Start Stored data
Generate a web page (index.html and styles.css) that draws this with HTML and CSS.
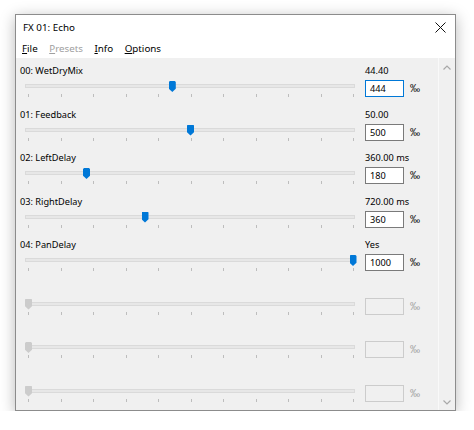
FILE: index.html
```html
<!DOCTYPE html>
<html>
<head>
<meta charset="utf-8">
<link rel="stylesheet" href="styles.css">
</head>
<body>
<div class="screen">
  <div class="window">
    <div class="titlebar">
      <span class="title">FX 01: Echo</span>
      <svg class="close" width="11" height="11" viewBox="0 0 11 11"><path d="M0.5 0.5 L10.5 10.5 M10.5 0.5 L0.5 10.5" stroke="#111" stroke-width="1" fill="none"/></svg>
    </div>
    <div class="menubar">
      <span class="menu"><u>F</u>ile</span>
      <span class="menu disabled"><u>P</u>resets</span>
      <span class="menu"><u>I</u>nfo</span>
      <span class="menu"><u>O</u>ptions</span>
    </div>
    <div class="client">
      <div class="rows">
        <div class="row">
          <div class="label">00: WetDryMix</div>
          <div class="value">44.40</div>
          <div class="slider"><div class="track"></div><div class="thumb" style="left:143.8px"></div><div class="ticks"><i></i><i></i><i></i><i></i><i></i><i></i><i></i><i></i><i></i><i></i><i></i></div></div>
          <div class="edit"><div class="box focus">444</div><span class="unit">‰</span></div>
        </div>
        <div class="row">
          <div class="label">01: Feedback</div>
          <div class="value">50.00</div>
          <div class="slider"><div class="track"></div><div class="thumb" style="left:162px"></div><div class="ticks"><i></i><i></i><i></i><i></i><i></i><i></i><i></i><i></i><i></i><i></i><i></i></div></div>
          <div class="edit"><div class="box">500</div><span class="unit">‰</span></div>
        </div>
        <div class="row">
          <div class="label">02: LeftDelay</div>
          <div class="value">360.00 ms</div>
          <div class="slider"><div class="track"></div><div class="thumb" style="left:58px"></div><div class="ticks"><i></i><i></i><i></i><i></i><i></i><i></i><i></i><i></i><i></i><i></i><i></i></div></div>
          <div class="edit"><div class="box">180</div><span class="unit">‰</span></div>
        </div>
        <div class="row">
          <div class="label">03: RightDelay</div>
          <div class="value">720.00 ms</div>
          <div class="slider"><div class="track"></div><div class="thumb" style="left:116.5px"></div><div class="ticks"><i></i><i></i><i></i><i></i><i></i><i></i><i></i><i></i><i></i><i></i><i></i></div></div>
          <div class="edit"><div class="box">360</div><span class="unit">‰</span></div>
        </div>
        <div class="row">
          <div class="label">04: PanDelay</div>
          <div class="value">Yes</div>
          <div class="slider"><div class="track"></div><div class="thumb" style="left:324.5px"></div><div class="ticks"><i></i><i></i><i></i><i></i><i></i><i></i><i></i><i></i><i></i><i></i><i></i></div></div>
          <div class="edit"><div class="box">1000</div><span class="unit">‰</span></div>
        </div>
        <div class="row off">
          <div class="label"></div>
          <div class="value"></div>
          <div class="slider"><div class="track"></div><div class="thumb" style="left:0px"></div><div class="ticks"><i></i><i></i><i></i><i></i><i></i><i></i><i></i><i></i><i></i><i></i><i></i></div></div>
          <div class="edit"><div class="box"></div><span class="unit">‰</span></div>
        </div>
        <div class="row off">
          <div class="label"></div>
          <div class="value"></div>
          <div class="slider"><div class="track"></div><div class="thumb" style="left:0px"></div><div class="ticks"><i></i><i></i><i></i><i></i><i></i><i></i><i></i><i></i><i></i><i></i><i></i></div></div>
          <div class="edit"><div class="box"></div><span class="unit">‰</span></div>
        </div>
        <div class="row off">
          <div class="label"></div>
          <div class="value"></div>
          <div class="slider"><div class="track"></div><div class="thumb" style="left:0px"></div><div class="ticks"><i></i><i></i><i></i><i></i><i></i><i></i><i></i><i></i><i></i><i></i><i></i></div></div>
          <div class="edit"><div class="box"></div><span class="unit">‰</span></div>
        </div>
      </div>
      <div class="scrollbar">
        <svg width="8" height="5" viewBox="0 0 8 5"><path d="M0.5 4.5 L4 1 L7.5 4.5" stroke="#a8a8a8" stroke-width="1.2" fill="none"/></svg>
        <svg width="8" height="5" viewBox="0 0 8 5"><path d="M0.5 0.5 L4 4 L7.5 0.5" stroke="#a8a8a8" stroke-width="1.2" fill="none"/></svg>
      </div>
    </div>
  </div>
</div>
</body>
</html>
```

FILE: styles.css
```css
html, body {
  margin: 0;
  background: #ffffff;
}
body {
  font-family: "Noto Sans", "Open Sans", sans-serif;
  font-size: 9.2px;
  color: #000;
}
.screen {
  padding: 14px 0 0 15px;
}
.window {
  width: 441px;
  height: 397px;
  box-sizing: border-box;
  border: 1px solid #8c8c8c;
  background: #ffffff;
  box-shadow: 0 3px 14px rgba(0, 0, 0, 0.28);
  display: flex;
  flex-direction: column;
}
.titlebar {
  height: 24px;
  flex: none;
  display: flex;
  align-items: center;
  justify-content: space-between;
  padding: 0 9px 0 7px;
}
.title {
  font-size: 9.8px;
}
.menubar {
  height: 19px;
  flex: none;
  display: flex;
  align-items: center;
  gap: 11.5px;
  padding-left: 6px;
  font-size: 9.8px;
}
.menu.disabled {
  color: #a0a0a0;
}
.client {
  flex: 1;
  display: flex;
  background: #f0f0f0;
  overflow: hidden;
}
.rows {
  flex: 1;
  padding-top: 5px;
}
.row {
  display: grid;
  grid-template-columns: 349px 1fr;
  grid-template-rows: 16px 27.5px;
}
.label {
  padding-left: 4px;
  line-height: 16px;
  white-space: nowrap;
}
.value {
  line-height: 16px;
  white-space: nowrap;
}
.slider {
  position: relative;
  margin-left: 9px;
  width: 330px;
}
.track {
  margin-top: 5px;
  height: 2px;
  border: 1px solid #dadada;
  background: #e7e7e7;
}
.thumb {
  position: absolute;
  top: 2px;
  width: 7px;
  height: 11px;
  background: #0078d7;
  clip-path: polygon(0 8%, 15% 0, 85% 0, 100% 8%, 100% 70%, 50% 100%, 0 70%);
}
.off .thumb {
  background: #cccccc;
}
.ticks {
  margin-top: 6px;
  margin-left: 3px;
  width: 326px;
  display: flex;
  justify-content: space-between;
}
.ticks i {
  display: block;
  width: 1px;
  height: 3px;
  background: #bdbdbd;
}
.edit {
  display: flex;
  align-items: center;
  gap: 6px;
  padding-top: 1px;
  align-self: start;
}
.box {
  width: 39px;
  height: 17px;
  box-sizing: border-box;
  border: 1px solid #7a7a7a;
  background: #ffffff;
  padding-left: 4px;
  line-height: 15px;
}
.box.focus {
  border-color: #0078d7;
}
.off .box {
  border-color: #cccccc;
  background: #f0f0f0;
}
.unit {
  font-family: "Liberation Sans", "DejaVu Sans", sans-serif;
  font-size: 10px;
  color: #000;
}
.off .unit {
  color: #a0a0a0;
}
.scrollbar {
  width: 16px;
  flex: none;
  border-left: 1px solid #f9f9f9;
  display: flex;
  flex-direction: column;
  justify-content: space-between;
  align-items: center;
  padding: 7px 0 5px;
}
```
End Stored data
Every line that holds the string "styles" should be returned.

Result for this exercise »
Generate a web page (index.html and styles.css) that draws this with HTML and CSS.
<link rel="stylesheet" href="styles.css">
FILE: styles.css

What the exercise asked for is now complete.